2. My teacher taught us a cool trick called l'Hôpital's Rule for when we get $\frac{0}{0}$. It says we can find the "rate of change" (which is called a derivative) of the top part and the bottom part of the fraction separately.
3. For the top part, $1-\cos x$, its "rate of change" is $\sin x$.
4. For the bottom part, $\sin x$, its "rate of change" is $\cos x$.
5. So, now we make a new fraction using these "rates of change": $\frac{\sin x}{\cos x}$.
6. Now, I try putting $x=0$ into this new, simpler fraction:
$\frac{\sin 0}{\cos 0} = \frac{0}{1}$.
7. And $0$ divided by $1$ is just $0$! So, that's our answer!

Alternative answer

Answer: 0 Explain
This is a question about finding limits when plugging in the number gives you a tricky "0/0" situation . The solving step is:

First, I always try to plug in the number! When I put $x=0$ into the problem, I got:
$$\frac{1-\cos 0}{\sin 0} = \frac{1-1}{0} = \frac{0}{0}$$
Uh oh! That's a special kind of puzzle called an "indeterminate form." It means we can't just stop there.

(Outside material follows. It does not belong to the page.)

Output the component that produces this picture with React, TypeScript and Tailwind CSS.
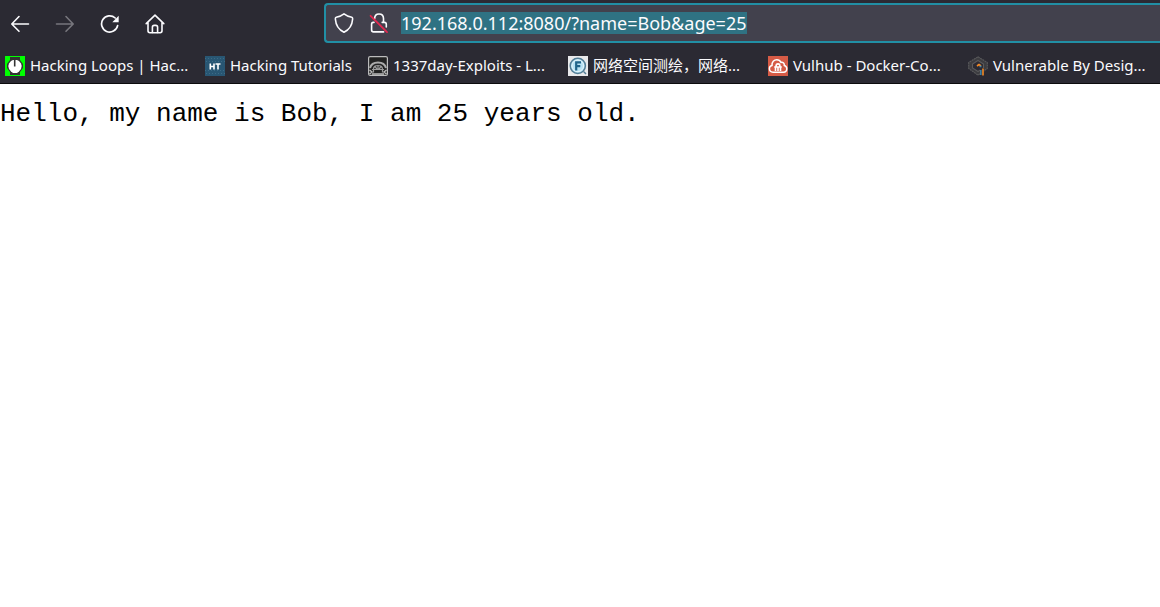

But good news! My teacher taught us a super cool trick for this kind of puzzle called L'Hôpital's Rule! It says that when you have $\frac{0}{0}$ (or even $\frac{\infty}{\infty}$), you can change the top part into what it "becomes" as $x$ moves a tiny bit, and do the same for the bottom part.

1. The top part is $1-\cos x$. When we look at how it "changes," it becomes $\sin x$. (It's like finding its "speed" or "rate of change.")
2. The bottom part is $\sin x$. When we look at how it "changes," it becomes $\cos x$.

So, our original tough limit problem turns into a much easier one:
$$\lim _{x \rightarrow 0} \frac{\sin x}{\cos x}$$

3. Now, I can just plug in $x=0$ into this new, simpler expression:
$$\frac{\sin 0}{\cos 0} = \frac{0}{1} = 0$$

And just like that, the puzzle is solved! The answer is 0! It's so cool how this rule helps find answers to these tricky problems.